Personal Liability of Roy Littlejohn

The court found sufficient evidence to impose personal liability on Roy Littlejohn for both his shareholder and corporate officer roles. As a shareholder, Littlejohn's failure to maintain the separate identity of Urban Shelters and Valrob, along with the absence of adequate documentation for financial transactions, supported the trial judge's decision to pierce the corporate veil. The trial judge determined that Littlejohn had deliberately transferred assets to avoid IRS claims while misrepresenting the financial status to employees. His actions led to a situation where employees were misled about the payment of their wages and the status of their withheld taxes. Furthermore, as a corporate officer, Littlejohn was found to have directly participated in fraudulent activities that resulted in the employees not being paid. His control over the corporations and the fraudulent manipulation of funds justified imposing personal liability, as he could not hide behind the corporate structure to shield himself from the consequences of his actions.

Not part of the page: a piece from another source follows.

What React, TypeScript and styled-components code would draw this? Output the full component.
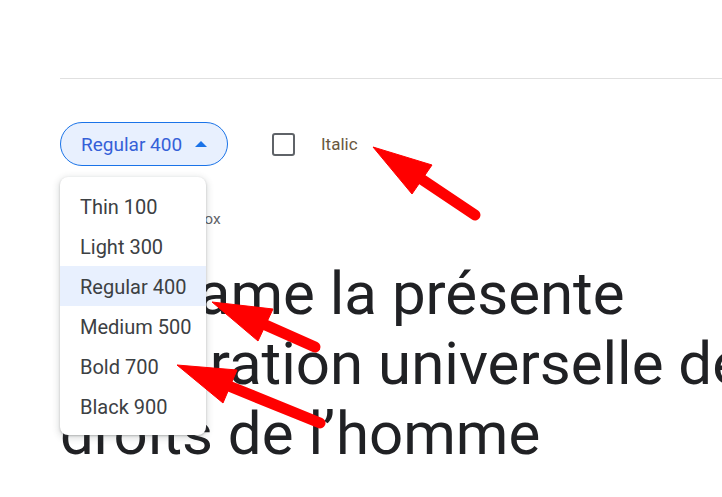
import { createGlobalStyle, styled } from "styled-components"

const GlobalStyle = createGlobalStyle`
  html, body {
    margin: 0;
    padding: 0;
    background: #ffffff;
    overflow: hidden;
  }
  body {
    font-family: Roboto, "Noto Sans", Arial, sans-serif;
  }
`

const Page = styled.div`
  position: relative;
  width: 722px;
  height: 497px;
  overflow: hidden;
  padding: 78px 0 0 60px;
  box-sizing: border-box;
`

const Divider = styled.div`
  height: 1px;
  background-color: #e0e0e0;
  margin-right: -60px;
`

const Controls = styled.div`
  position: relative;
  margin-top: 43px;
  display: flex;
  align-items: center;
  height: 44px;
`

const WeightButton = styled.button`
  height: 44px;
  width: 168px;
  box-sizing: border-box;
  padding: 0 20px 0 20px;
  border: 1px solid #1a73e8;
  border-radius: 22px;
  background-color: #e8f0fe;
  color: #3560d8;
  font-family: Roboto, Arial, sans-serif;
  font-size: 19px;
  display: flex;
  align-items: center;
  justify-content: space-between;
  cursor: pointer;
`

const Caret = styled.span`
  width: 0;
  height: 0;
  border-left: 6px solid transparent;
  border-right: 6px solid transparent;
  border-bottom: 6px solid #1a73e8;
`

const ItalicToggle = styled.label`
  margin-left: 44px;
  display: flex;
  align-items: center;
  gap: 26px;
  font-size: 17px;
  color: #6a5840;
`

const Box = styled.span`
  width: 23px;
  height: 23px;
  box-sizing: border-box;
  border: 2px solid #5f6368;
  border-radius: 3px;
`

const Menu = styled.ul`
  position: absolute;
  top: 55px;
  left: 0;
  z-index: 2;
  width: 146px;
  margin: 0;
  padding: 9px 0 9px;
  list-style: none;
  background: #ffffff;
  border-radius: 8px;
  box-shadow: 0 2px 6px 2px rgba(60, 64, 67, 0.15), 0 1px 2px rgba(60, 64, 67, 0.3);
`

const MenuItem = styled.li<{ $active?: boolean }>`
  height: 40px;
  display: flex;
  align-items: center;
  padding: 2px 0 0 20px;
  box-sizing: border-box;
  font-size: 20px;
  color: #3c4043;
  background-color: ${(p) => (p.$active ? "#e8f0fe" : "transparent")};
`

const PreviewLabel = styled.div`
  margin-top: 43px;
  font-size: 15.5px;
  line-height: 20px;
  color: #5f6368;
`

const PreviewText = styled.div`
  margin-top: 30px;
  width: 780px;
  font-size: 60px;
  line-height: 70px;
  color: #202124;
`

const Annotations = styled.svg`
  position: absolute;
  inset: 0;
  z-index: 5;
  pointer-events: none;
`

const weights = [
  "Thin 100",
  "Light 300",
  "Regular 400",
  "Medium 500",
  "Bold 700",
  "Black 900",
]

type ArrowProps = {
  tip: [number, number]
  wingA: [number, number]
  wingB: [number, number]
  tail: [number, number]
}

const Arrow = ({ tip, wingA, wingB, tail }: ArrowProps) => {
  const baseX = (wingA[0] + wingB[0]) / 2
  const baseY = (wingA[1] + wingB[1]) / 2
  return (
    <g fill="#ff0000" stroke="#ff0000">
      <line x1={baseX} y1={baseY} x2={tail[0]} y2={tail[1]} strokeWidth={11} strokeLinecap="round" />
      <polygon points={`${tip.join(",")} ${wingA.join(",")} ${wingB.join(",")}`} strokeWidth={1} strokeLinejoin="round" />
    </g>
  )
}

export default function App() {
  return (
    <>
      <GlobalStyle />
      <Page>
        <Divider />
        <Controls>
          <WeightButton>
            Regular 400
            <Caret />
          </WeightButton>
          <ItalicToggle>
            <Box />
            Italic
          </ItalicToggle>
          <Menu>
            {weights.map((w) => (
              <MenuItem key={w} $active={w === "Regular 400"}>
                {w}
              </MenuItem>
            ))}
          </Menu>
        </Controls>
        <PreviewLabel>Type in the preview box</PreviewLabel>
        <PreviewText>
          Proclame la présente Déclaration universelle des droits de l’homme
        </PreviewText>
        <Annotations width={722} height={497} viewBox="0 0 722 497">
          <Arrow tip={[373, 147]} wingA={[432, 165]} wingB={[412, 194]} tail={[475, 215]} />
          <Arrow tip={[212, 302]} wingA={[273, 309]} wingB={[258, 341]} tail={[315, 347]} />
          <Arrow tip={[177, 365]} wingA={[237, 370]} wingB={[223, 403]} tail={[320, 423]} />
        </Annotations>
      </Page>
    </>
  )
}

Personal Liability of Robin Littlejohn

The court also upheld the trial judge's decision to hold Robin Littlejohn personally liable for her involvement in the financial misconduct. The trial judge found that she acted under her father's direction in transferring funds between Urban Shelters and Valrob, which was part of a scheme to avoid tax liabilities. Evidence showed that she signed checks and managed accounts that facilitated the flow of funds designed to deceive employees and tax authorities. The court concluded that her actions contributed to the wrongful manipulation of corporate resources, justifying her personal liability. As the sole shareholder of Valrob, she was also subject to liability under the principles of piercing the corporate veil, since Valrob was deemed to lack a legitimate business purpose and operated primarily to protect the Littlejohns from financial accountability. The court affirmed that her active participation in the wrongful conduct warranted holding her accountable for the obligations of the corporations.

Judgment Against Marilyn A. Littlejohn

The court reversed the judgment against Marilyn A. Littlejohn due to insufficient evidence of her involvement in the wrongful acts. The trial judge had inferred her liability based on her position as treasurer and corporate secretary, suggesting she must have known about the financial mismanagement. However, the appeals court found that there was no substantial evidence demonstrating her direct participation or knowledge of the fraudulent activities occurring within the corporations. The burden of proof lay with the employees to establish her liability, and her failure to testify or present evidence on her behalf did not automatically create liability. The court emphasized that an officer's liability must be based on meaningful participation in the wrongful acts, which was not shown in Marilyn’s case. Thus, the judgment against her was reversed, and the court directed that judgment be entered in her favor.